Anna Rüling was a German journalist whose 1904 speech became an early public intervention into the social and political problems faced by lesbians. Known under the pseudonym Theo Anna Sprüngli, she was recognized as one of the first modern women to openly identify as homosexual and to speak about it in a politically explicit register. Her work combined journalistic clarity with a reform-minded effort to link lesbian concerns to broader debates about women’s rights and social order.
Rüling’s orientation fused activism with argumentation: she argued for a distinct social category for homosexual women and framed lesbian emancipation as inseparable from questions of sex, law, and gender roles. Although her attempt to build alliances with mainstream women’s rights circles met resistance, her visibility and directness shaped how lesbian history later remembered early advocacy. Over time, she also moved through different cultural and professional worlds—news, literary work, and theater—while continuing to let public speech and writing anchor her influence.
Early Life and Education
Rüling was born into a middle-class family in Hamburg and grew up in what was described as a rigid Hanseatic household. She attended a school for young ladies and received instruction appropriate to a middle-class upbringing, including piano and music theory. She later completed gymnasium in Stuttgart and took violin lessons, moving within cultured educational settings.

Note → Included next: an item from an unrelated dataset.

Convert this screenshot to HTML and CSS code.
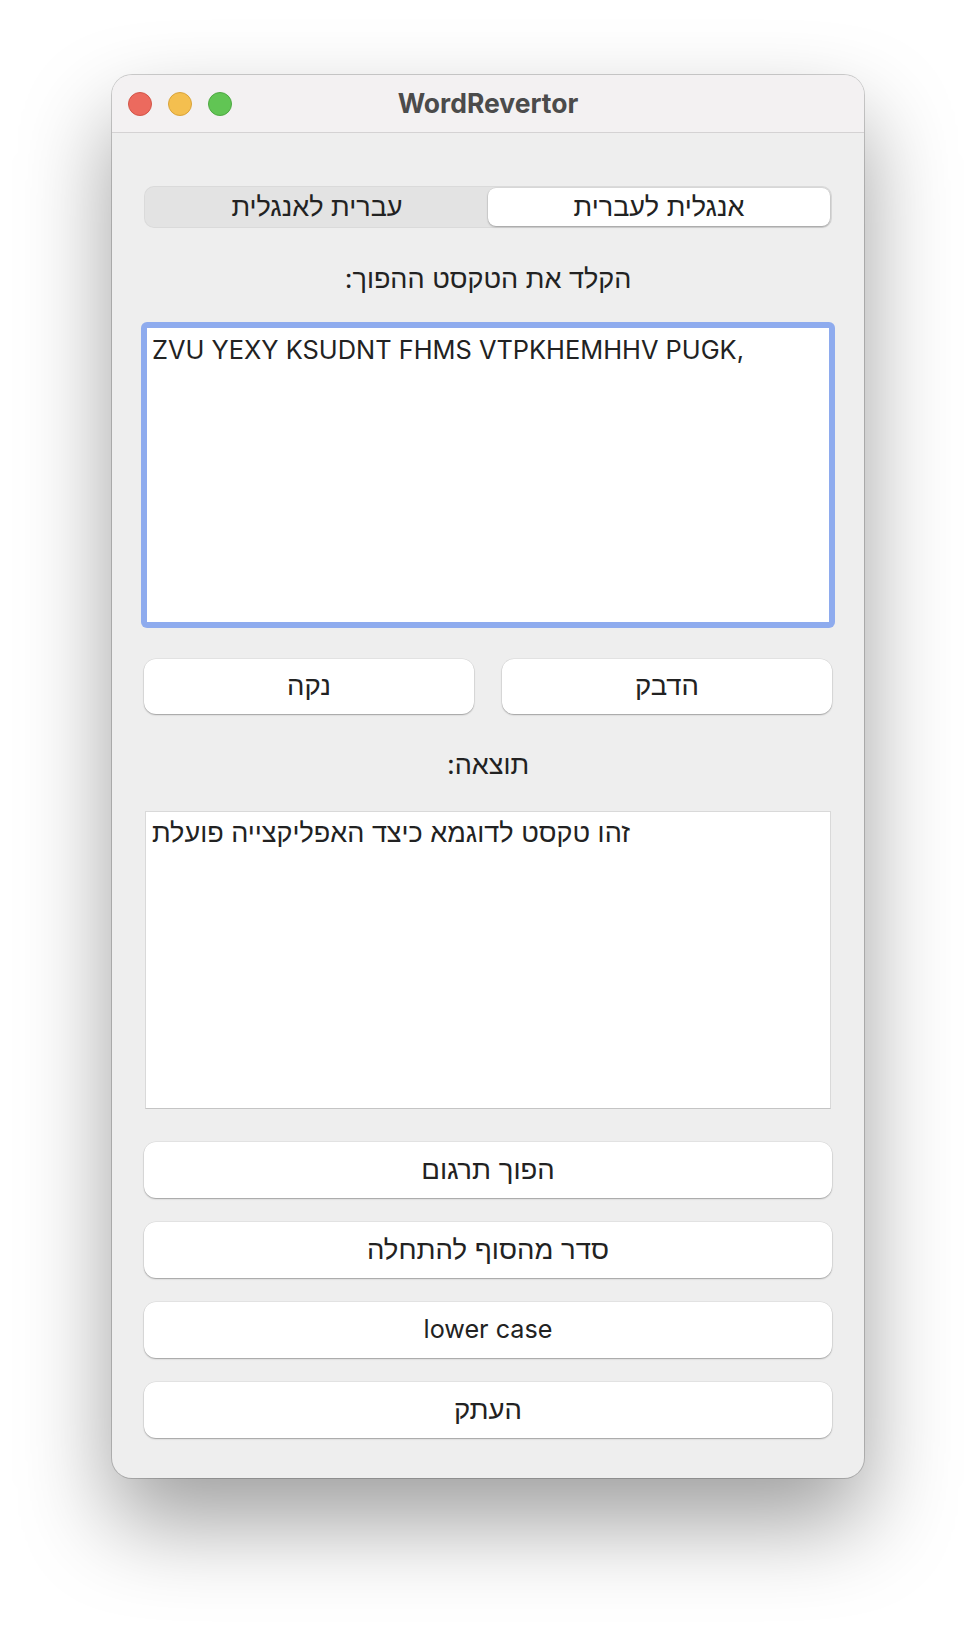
FILE: index.html
```html
<!DOCTYPE html>
<html lang="he">
<head>
  <meta charset="UTF-8" />
  <meta name="viewport" content="width=device-width, initial-scale=1.0"/>
  <title>WordRevertor</title>
  <link rel="stylesheet" href="styles.css">
</head>
<body>

  <div class="window">
    <div class="titlebar">
      <div class="lights">
        <span class="light red"></span>
        <span class="light yellow"></span>
        <span class="light green"></span>
      </div>
      <div class="title">WordRevertor</div>
    </div>

    <div class="content">
      <div class="segments" dir="rtl">
        <button class="segment selected">אנגלית לעברית</button>
        <button class="segment">עברית לאנגלית</button>
      </div>

      <div class="label" dir="rtl">הקלד את הטקסט ההפוך:</div>

      <textarea class="input-box" id="inputText" dir="ltr">ZVU YEXY KSUDNT FHMS VTPKHEMHHV PUGK,</textarea>

      <div class="button-row" dir="rtl">
        <button class="btn">הדבק</button>
        <button class="btn" onclick="clearText()">נקה</button>
      </div>

      <div class="label" dir="rtl">תוצאה:</div>

      <textarea class="output-box" id="outputText" dir="ltr" readonly>זהו טקסט לדוגמא כיצד האפליקצייה פועלת</textarea>

      <div class="actions">
        <button class="btn">הפוך תרגום</button>
        <button class="btn">סדר מהסוף להתחלה</button>
        <button class="btn latin">lower case</button>
        <button class="btn">העתק</button>
      </div>
    </div>
  </div>

  <script>
    function clearText() {
      document.getElementById('inputText').value = '';
      document.getElementById('outputText').value = '';
    }
  </script>

</body>
</html>
```

FILE: styles.css
```css
body {
  margin: 0;
  padding: 75px 0 0 112px;
  background: #ffffff;
  font-family: Inter, "Liberation Sans", "DejaVu Sans", sans-serif;
  color: #222222;
  width: 976px;
  height: 1626px;
  box-sizing: border-box;
  overflow: hidden;
}

.window {
  width: 752px;
  height: 1403px;
  border-radius: 20px;
  background: #eeeeee;
  box-shadow: 0 0 0 1px rgba(0, 0, 0, 0.18), 0 44px 90px rgba(0, 0, 0, 0.38);
  overflow: hidden;
}

.titlebar {
  position: relative;
  height: 57px;
  background: #f3f1f2;
  border-bottom: 1px solid #d4d2d3;
  display: flex;
  align-items: center;
  justify-content: center;
}

.lights {
  position: absolute;
  left: 16px;
  top: 17px;
  display: flex;
  gap: 16px;
}

.light {
  width: 24px;
  height: 24px;
  border-radius: 50%;
  box-sizing: border-box;
}
.red { background: #ec6a5e; border: 1px solid #d25548; }
.yellow { background: #f4bf4f; border: 1px solid #d9a33a; }
.green { background: #61c554; border: 1px solid #4ea843; }

.title {
  font-weight: 700;
  font-size: 26.5px;
  color: #4b4b4b;
  margin-top: -2px;
}

.content {
  padding: 53px 32px 40px 32px;
  display: flex;
  flex-direction: column;
}

.segments {
  display: flex;
  height: 42px;
  padding: 2px;
  box-sizing: border-box;
  background: #e3e3e3;
  border-radius: 10px;
  box-shadow: inset 0 0 0 1px rgba(0, 0, 0, 0.04);
}

.segment {
  flex: 1;
  border: none;
  background: transparent;
  font-family: inherit;
  font-size: 27px;
  color: #222222;
  border-radius: 8px;
  padding: 0 0 2px 0;
}

.segment.selected {
  background: #ffffff;
  box-shadow: 0 1px 2px rgba(0, 0, 0, 0.28), 0 0 0 0.5px rgba(0, 0, 0, 0.08);
}

.label {
  text-align: center;
  font-size: 27px;
  line-height: 32px;
  margin-top: 35px;
  margin-bottom: 30px;
}

.input-box,
.output-box {
  display: block;
  width: 100%;
  box-sizing: border-box;
  resize: none;
  font-family: inherit;
  line-height: 32px;
  color: #222222;
  background: #ffffff;
  text-align: left;
  outline: none;
  margin: 0;
}

.input-box {
  height: 300px;
  font-size: 25.4px;
  border: 3px solid #8eabee;
  border-radius: 3px;
  box-shadow: 0 0 0 3px #8eabee;
  padding: 6px 5px;
}

.output-box {
  height: 298px;
  width: 686px;
  margin-left: 1px;
  font-size: 27px;
  border: 1px solid #d9d9d9;
  border-bottom-color: #c4c4c4;
  border-radius: 0;
  padding: 5px 6px;
}

.button-row {
  display: flex;
  gap: 28px;
  margin-top: 34px;
}

.button-row .btn {
  flex: 1;
}

.btn {
  height: 55px;
  border: none;
  border-radius: 12px;
  background: #ffffff;
  font-family: inherit;
  font-size: 27.5px;
  color: #222222;
  box-shadow: 0 1px 1.5px rgba(0, 0, 0, 0.3), 0 0 0 0.5px rgba(0, 0, 0, 0.08);
  padding: 0 0 3px 0;
}

.btn.latin {
  font-size: 25.2px;
  padding-bottom: 2px;
}

.actions {
  display: flex;
  flex-direction: column;
  gap: 24px;
  margin-top: 33px;
}

.actions .btn {
  height: 56px;
}
```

Her early promise as a musician shaped her temperament and skills, but an injury forced her to abandon the violin path. She began writing for Hamburger Fremdenblatt at seventeen, entering journalism while still young and translating her cultivated discipline into public communication. This transition established the pattern that marked her later life: skill in performance, translated into skill in prose and argument.
Career
Rüling began her journalism career in Hamburg as a teenager, writing for Hamburger Fremdenblatt while developing a professional voice. Her work was soon complemented by additional forms of cultural labor, including music-related teaching that provided extra income as her career consolidated. This early period tied her writing to the arts, giving her a perspective on public life that was attentive to cultural institutions rather than only politics.
She later moved to Berlin, where she worked for August Scherl and wrote newspaper articles on music and theatre. In Berlin, she also earned money by giving private music lessons, sustaining herself while building a broader public profile. The city’s dense intellectual environment became the stage on which her later advocacy could emerge as more than private conviction.
By the early 1900s, her personal life and public role intersected sharply with the era’s expectations for women. Family pressure pushed her toward marriage, but her later statements emphasized lesbian aversion to marital relations with men and the sense that such arrangements offered no lasting happiness. In this climate, her shift from cultural journalism toward explicit advocacy reflected both conviction and the risks of open speech.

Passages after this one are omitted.